[Entries taken from a collection]
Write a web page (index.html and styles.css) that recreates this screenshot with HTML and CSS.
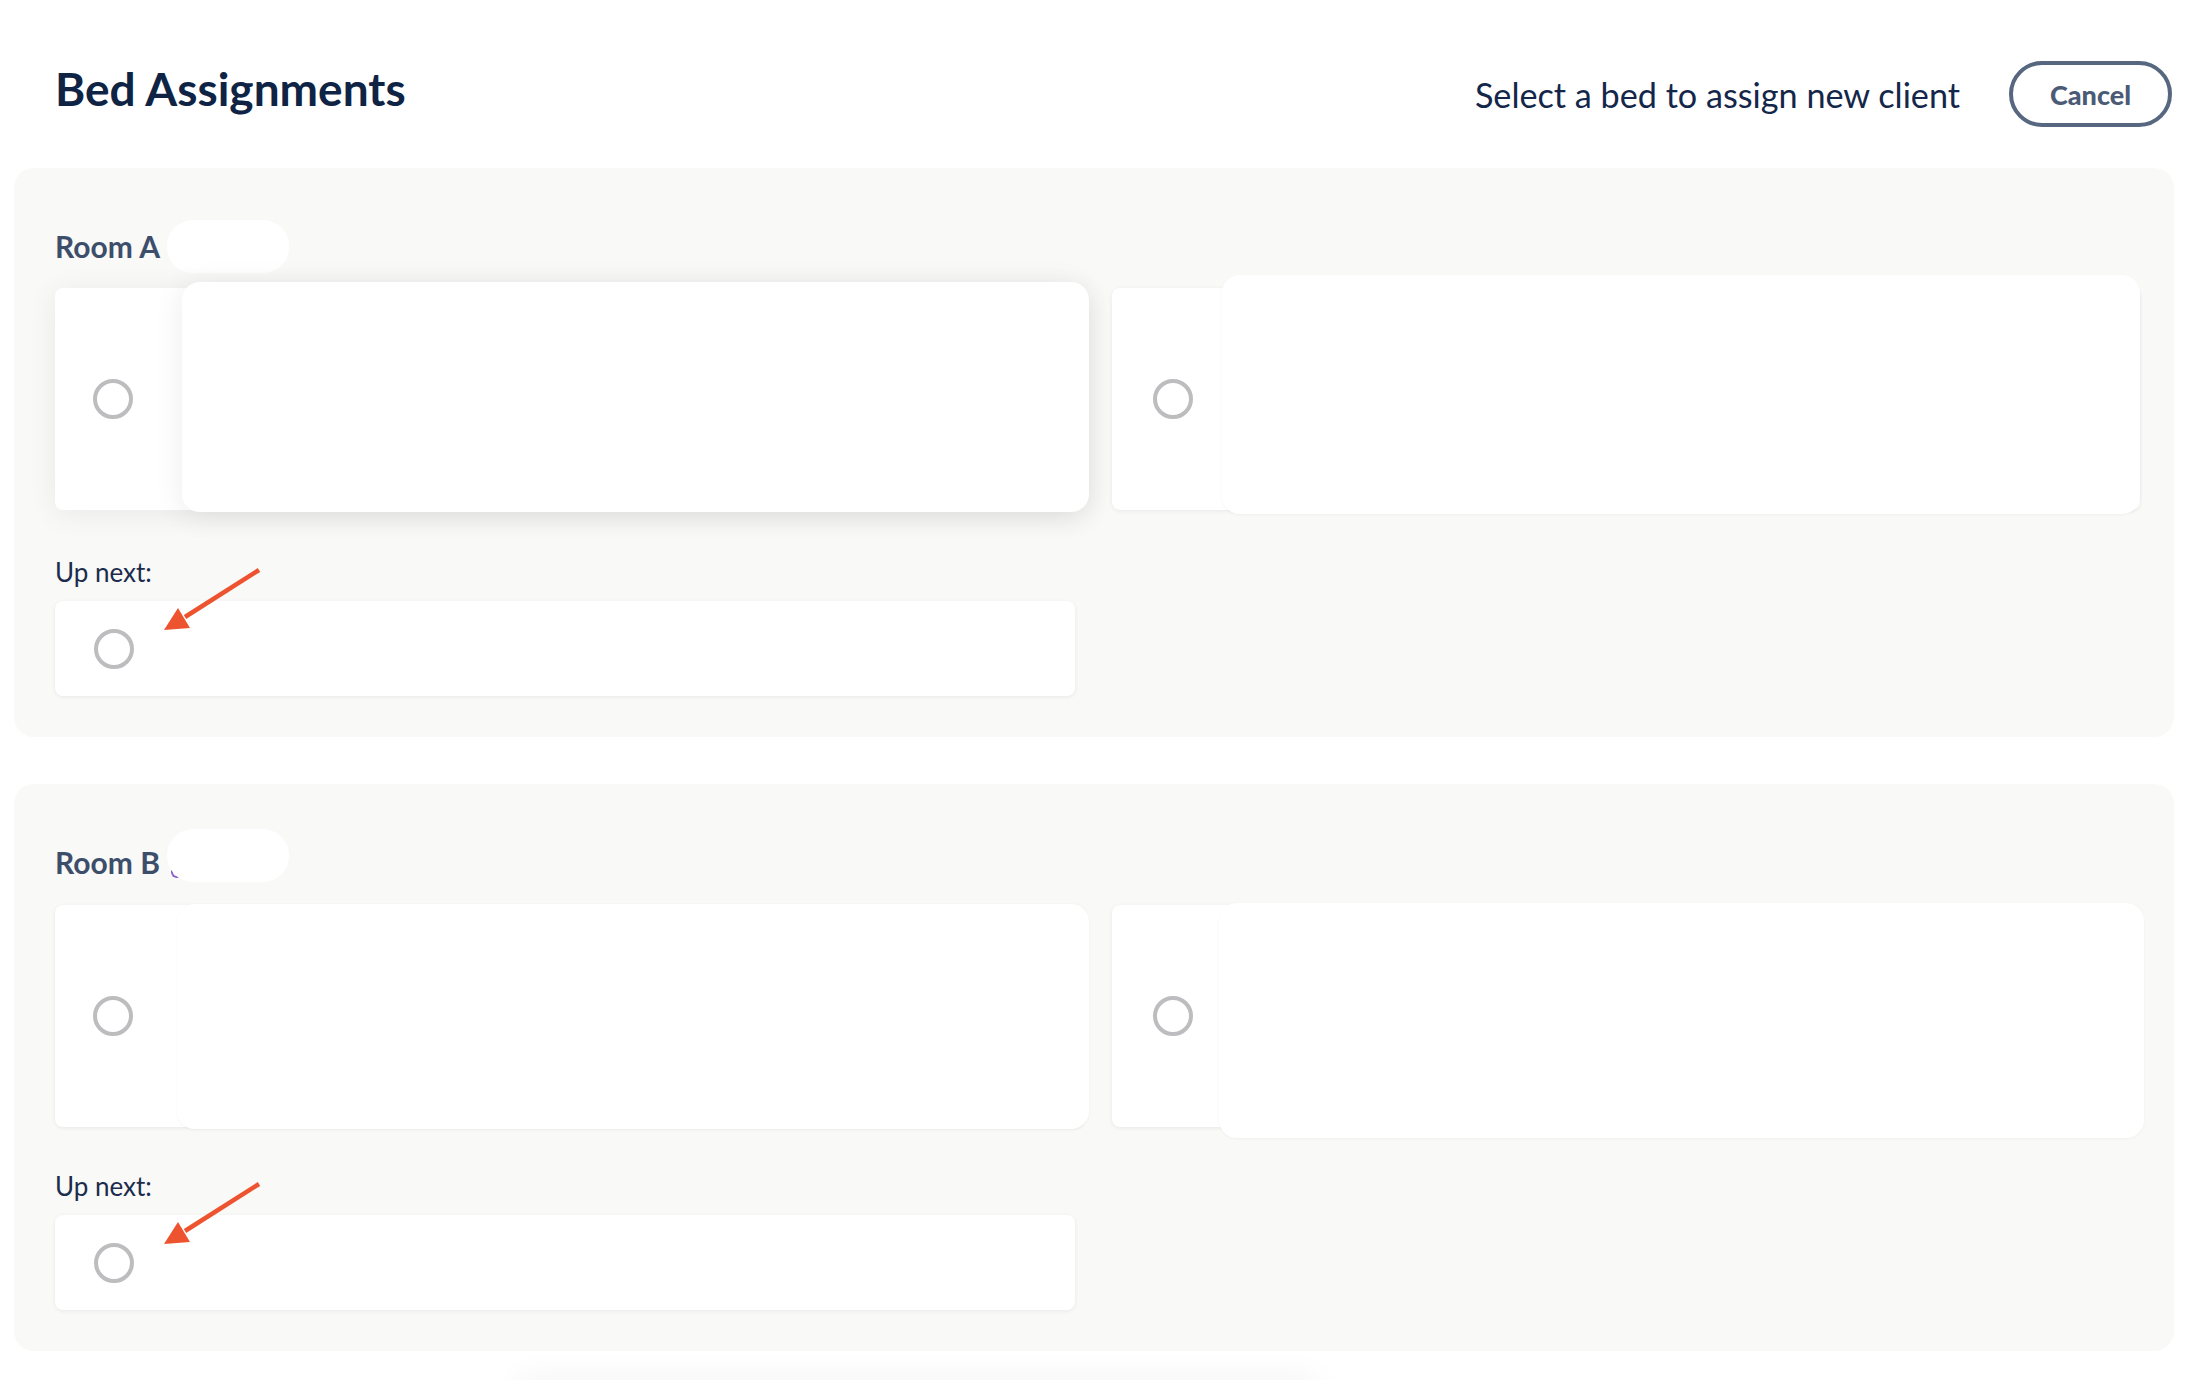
FILE: index.html
```html
<!DOCTYPE html>
<html lang="en">
<head>
  <meta charset="UTF-8" />
  <meta name="viewport" content="width=device-width, initial-scale=1" />
  <title>Bed Assignments</title>
  <link rel="stylesheet" href="styles.css">
</head>
<body>

  <div class="header">
    <h1 class="title">Bed Assignments</h1>
    <div class="actions">
      <span class="hint">Select a bed to assign new client</span>
      <button class="cancel">Cancel</button>
    </div>
  </div>

  <div class="rooms">

    <!-- Room A -->
    <div class="room room-a">
      <h2 class="room-title">Room A<span class="pill"></span></h2>
      <div class="beds">
        <div class="bed bed-active">
          <span class="radio"></span>
          <div class="mask mask-a1"></div>
        </div>
        <div class="bed">
          <span class="radio"></span>
          <div class="mask mask-a2"></div>
        </div>
      </div>
      <div class="next">
        <div class="next-label">Up next:</div>
        <div class="next-card">
          <span class="radio"></span>
          <svg class="arrow" width="120" height="80" viewBox="0 0 120 80">
            <line x1="104" y1="9" x2="30" y2="56" stroke="#ee5330" stroke-width="4.5" />
            <polygon points="9,69 23,47 35,67" fill="#ee5330" />
          </svg>
        </div>
      </div>
    </div>

    <!-- Room B -->
    <div class="room room-b">
      <h2 class="room-title">Room B<span class="mark"></span><span class="pill"></span></h2>
      <div class="beds">
        <div class="bed">
          <span class="radio"></span>
          <div class="mask mask-b1"></div>
        </div>
        <div class="bed">
          <span class="radio"></span>
          <div class="mask mask-b2"></div>
        </div>
      </div>
      <div class="next">
        <div class="next-label">Up next:</div>
        <div class="next-card">
          <span class="radio"></span>
          <svg class="arrow" width="120" height="80" viewBox="0 0 120 80">
            <line x1="104" y1="9" x2="30" y2="56" stroke="#ee5330" stroke-width="4.5" />
            <polygon points="9,69 23,47 35,67" fill="#ee5330" />
          </svg>
        </div>
      </div>
    </div>

  </div>

  <div class="ghost"></div>

</body>
</html>
```

FILE: styles.css
```css
body {
  margin: 0;
  padding: 0;
  font-family: Lato, 'Open Sans', sans-serif;
  background: #fff;
  color: #14274a;
  overflow: hidden;
}

/* === Cabeçalho === */
.header {
  display: flex;
  align-items: center;
  justify-content: space-between;
  padding: 61px 32px 0 55px;
  margin-bottom: 41px;
}

.title {
  margin: 0 0 10px 0;
  font-size: 46px;
  font-weight: 700;
  color: #0f2445;
  line-height: 1.2;
}

.actions {
  display: flex;
  align-items: center;
  gap: 49px;
}

.hint {
  font-size: 34.2px;
  color: #14274a;
}

.cancel {
  width: 163px;
  height: 66px;
  border: 4px solid #56677f;
  border-radius: 33px;
  background: #fff;
  font-family: inherit;
  font-size: 27px;
  font-weight: 900;
  color: #4b5b76;
  cursor: pointer;
}

/* === Quartos === */
.rooms {
  display: flex;
  flex-direction: column;
  gap: 47px;
  padding: 0 30px 0 14px;
}

.room {
  background: #f9f9f8;
  border-radius: 20px;
  padding: 60px 34px 41px 41px;
}

.room-title {
  position: relative;
  margin: 0;
  font-size: 30px;
  line-height: 36px;
  font-weight: 700;
  color: #3d4e6b;
}

.room-title .pill {
  position: absolute;
  left: 112px;
  top: -8px;
  width: 122px;
  height: 53px;
  border-radius: 26px;
  background: #fff;
}

.room-b .room-title .pill {
  top: -15px;
}

/* pedacinho roxo que aparece ao lado do Room B */
.room-title .mark {
  position: absolute;
  left: 116px;
  top: 26px;
  width: 6px;
  height: 6px;
  border-left: 2px solid #8a5cd0;
  border-bottom: 2px solid #8a5cd0;
  border-radius: 0 0 0 6px;
}

.beds {
  display: grid;
  grid-template-columns: 1fr 1fr;
  gap: 28px;
  margin-top: 24px;
}

.room-b .beds {
  margin-top: 25px;
}

.bed {
  position: relative;
  height: 222px;
  background: #fff;
  border-radius: 8px;
  display: flex;
  align-items: center;
  padding-left: 38px;
  box-shadow: 0 1px 4px rgba(0, 0, 0, 0.07);
}

.beds .bed + .bed {
  padding-left: 41px;
}

.bed-active {
  box-shadow: 0 4px 30px rgba(0, 0, 0, 0.07);
}

.radio {
  width: 40px;
  height: 40px;
  box-sizing: border-box;
  border: 4.5px solid #bdbdc0;
  border-radius: 50%;
  background: #fff;
}

/* blocos brancos por cima dos cartões */
.mask {
  position: absolute;
  background: #fff;
  border-radius: 18px;
  box-shadow: 0 1px 3px rgba(0, 0, 0, 0.04);
}

.mask-a1 { left: 127px; top: -6px; right: -5px; bottom: -2px; box-shadow: 0 4px 30px rgba(0, 0, 0, 0.08); }
.mask-a2 { left: 110px; top: -13px; right: 0; bottom: -4px; }
.mask-b1 { left: 122px; top: -1px; right: -5px; bottom: -2px; }
.mask-b2 { left: 107px; top: -2px; right: -4px; bottom: -11px; }

/* === Próximo === */
.next-label {
  margin-top: 46px;
  font-size: 26px;
  line-height: 32px;
  color: #1b2c4c;
}

.room-b .next-label {
  margin-top: 43px;
}

.next-card {
  position: relative;
  width: 1020px;
  height: 95px;
  margin-top: 13px;
  background: #fff;
  border-radius: 8px;
  display: flex;
  align-items: center;
  padding-left: 39px;
  box-sizing: border-box;
  box-shadow: 0 1px 4px rgba(0, 0, 0, 0.07);
}

.arrow {
  position: absolute;
  left: 100px;
  top: -40px;
}

.ghost {
  width: 790px;
  height: 20px;
  margin: 30px 0 0 523px;
  border-radius: 10px;
  box-shadow: 0 0 30px 8px rgba(0, 0, 0, 0.04);
}
```
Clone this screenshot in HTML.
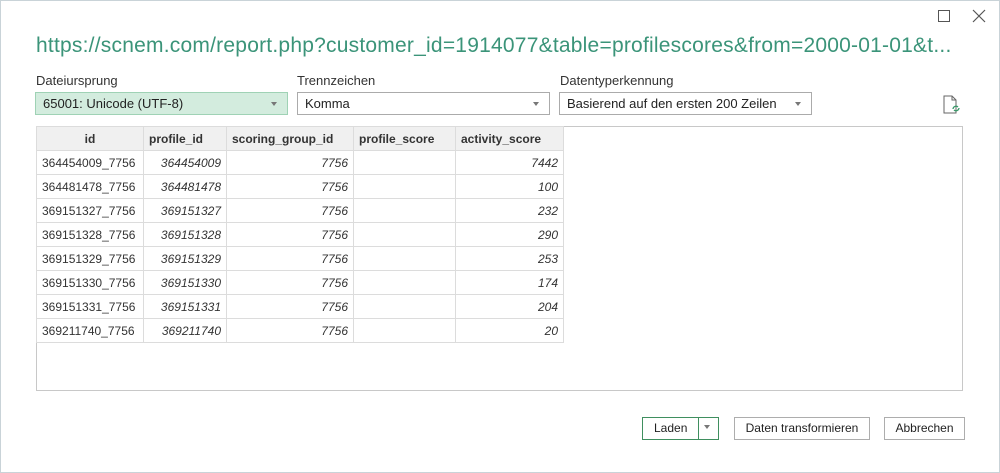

#### Given problem
The entries above should be reproduced exactly, without their pictures.

#### Written answer
Write a web page (index.html and styles.css) that recreates this screenshot with HTML and CSS.
FILE: index.html
```html
<!DOCTYPE html>
<html lang="en">
<head>
  <meta charset="UTF-8" />
  <meta name="viewport" content="width=device-width, initial-scale=1" />
  <title>Bed Assignments</title>
  <link rel="stylesheet" href="styles.css">
</head>
<body>

  <div class="header">
    <h1 class="title">Bed Assignments</h1>
    <div class="actions">
      <span class="hint">Select a bed to assign new client</span>
      <button class="cancel">Cancel</button>
    </div>
  </div>

  <div class="rooms">

    <!-- Room A -->
    <div class="room room-a">
      <h2 class="room-title">Room A<span class="pill"></span></h2>
      <div class="beds">
        <div class="bed bed-active">
          <span class="radio"></span>
          <div class="mask mask-a1"></div>
        </div>
        <div class="bed">
          <span class="radio"></span>
          <div class="mask mask-a2"></div>
        </div>
      </div>
      <div class="next">
        <div class="next-label">Up next:</div>
        <div class="next-card">
          <span class="radio"></span>
          <svg class="arrow" width="120" height="80" viewBox="0 0 120 80">
            <line x1="104" y1="9" x2="30" y2="56" stroke="#ee5330" stroke-width="4.5" />
            <polygon points="9,69 23,47 35,67" fill="#ee5330" />
          </svg>
        </div>
      </div>
    </div>

    <!-- Room B -->
    <div class="room room-b">
      <h2 class="room-title">Room B<span class="mark"></span><span class="pill"></span></h2>
      <div class="beds">
        <div class="bed">
          <span class="radio"></span>
          <div class="mask mask-b1"></div>
        </div>
        <div class="bed">
          <span class="radio"></span>
          <div class="mask mask-b2"></div>
        </div>
      </div>
      <div class="next">
        <div class="next-label">Up next:</div>
        <div class="next-card">
          <span class="radio"></span>
          <svg class="arrow" width="120" height="80" viewBox="0 0 120 80">
            <line x1="104" y1="9" x2="30" y2="56" stroke="#ee5330" stroke-width="4.5" />
            <polygon points="9,69 23,47 35,67" fill="#ee5330" />
          </svg>
        </div>
      </div>
    </div>

  </div>

  <div class="ghost"></div>

</body>
</html>
```

FILE: styles.css
```css
body {
  margin: 0;
  padding: 0;
  font-family: Lato, 'Open Sans', sans-serif;
  background: #fff;
  color: #14274a;
  overflow: hidden;
}

/* === Cabeçalho === */
.header {
  display: flex;
  align-items: center;
  justify-content: space-between;
  padding: 61px 32px 0 55px;
  margin-bottom: 41px;
}

.title {
  margin: 0 0 10px 0;
  font-size: 46px;
  font-weight: 700;
  color: #0f2445;
  line-height: 1.2;
}

.actions {
  display: flex;
  align-items: center;
  gap: 49px;
}

.hint {
  font-size: 34.2px;
  color: #14274a;
}

.cancel {
  width: 163px;
  height: 66px;
  border: 4px solid #56677f;
  border-radius: 33px;
  background: #fff;
  font-family: inherit;
  font-size: 27px;
  font-weight: 900;
  color: #4b5b76;
  cursor: pointer;
}

/* === Quartos === */
.rooms {
  display: flex;
  flex-direction: column;
  gap: 47px;
  padding: 0 30px 0 14px;
}

.room {
  background: #f9f9f8;
  border-radius: 20px;
  padding: 60px 34px 41px 41px;
}

.room-title {
  position: relative;
  margin: 0;
  font-size: 30px;
  line-height: 36px;
  font-weight: 700;
  color: #3d4e6b;
}

.room-title .pill {
  position: absolute;
  left: 112px;
  top: -8px;
  width: 122px;
  height: 53px;
  border-radius: 26px;
  background: #fff;
}

.room-b .room-title .pill {
  top: -15px;
}

/* pedacinho roxo que aparece ao lado do Room B */
.room-title .mark {
  position: absolute;
  left: 116px;
  top: 26px;
  width: 6px;
  height: 6px;
  border-left: 2px solid #8a5cd0;
  border-bottom: 2px solid #8a5cd0;
  border-radius: 0 0 0 6px;
}

.beds {
  display: grid;
  grid-template-columns: 1fr 1fr;
  gap: 28px;
  margin-top: 24px;
}

.room-b .beds {
  margin-top: 25px;
}

.bed {
  position: relative;
  height: 222px;
  background: #fff;
  border-radius: 8px;
  display: flex;
  align-items: center;
  padding-left: 38px;
  box-shadow: 0 1px 4px rgba(0, 0, 0, 0.07);
}

.beds .bed + .bed {
  padding-left: 41px;
}

.bed-active {
  box-shadow: 0 4px 30px rgba(0, 0, 0, 0.07);
}

.radio {
  width: 40px;
  height: 40px;
  box-sizing: border-box;
  border: 4.5px solid #bdbdc0;
  border-radius: 50%;
  background: #fff;
}

/* blocos brancos por cima dos cartões */
.mask {
  position: absolute;
  background: #fff;
  border-radius: 18px;
  box-shadow: 0 1px 3px rgba(0, 0, 0, 0.04);
}

.mask-a1 { left: 127px; top: -6px; right: -5px; bottom: -2px; box-shadow: 0 4px 30px rgba(0, 0, 0, 0.08); }
.mask-a2 { left: 110px; top: -13px; right: 0; bottom: -4px; }
.mask-b1 { left: 122px; top: -1px; right: -5px; bottom: -2px; }
.mask-b2 { left: 107px; top: -2px; right: -4px; bottom: -11px; }

/* === Próximo === */
.next-label {
  margin-top: 46px;
  font-size: 26px;
  line-height: 32px;
  color: #1b2c4c;
}

.room-b .next-label {
  margin-top: 43px;
}

.next-card {
  position: relative;
  width: 1020px;
  height: 95px;
  margin-top: 13px;
  background: #fff;
  border-radius: 8px;
  display: flex;
  align-items: center;
  padding-left: 39px;
  box-sizing: border-box;
  box-shadow: 0 1px 4px rgba(0, 0, 0, 0.07);
}

.arrow {
  position: absolute;
  left: 100px;
  top: -40px;
}

.ghost {
  width: 790px;
  height: 20px;
  margin: 30px 0 0 523px;
  border-radius: 10px;
  box-shadow: 0 0 30px 8px rgba(0, 0, 0, 0.04);
}
```
Clone this screenshot in HTML.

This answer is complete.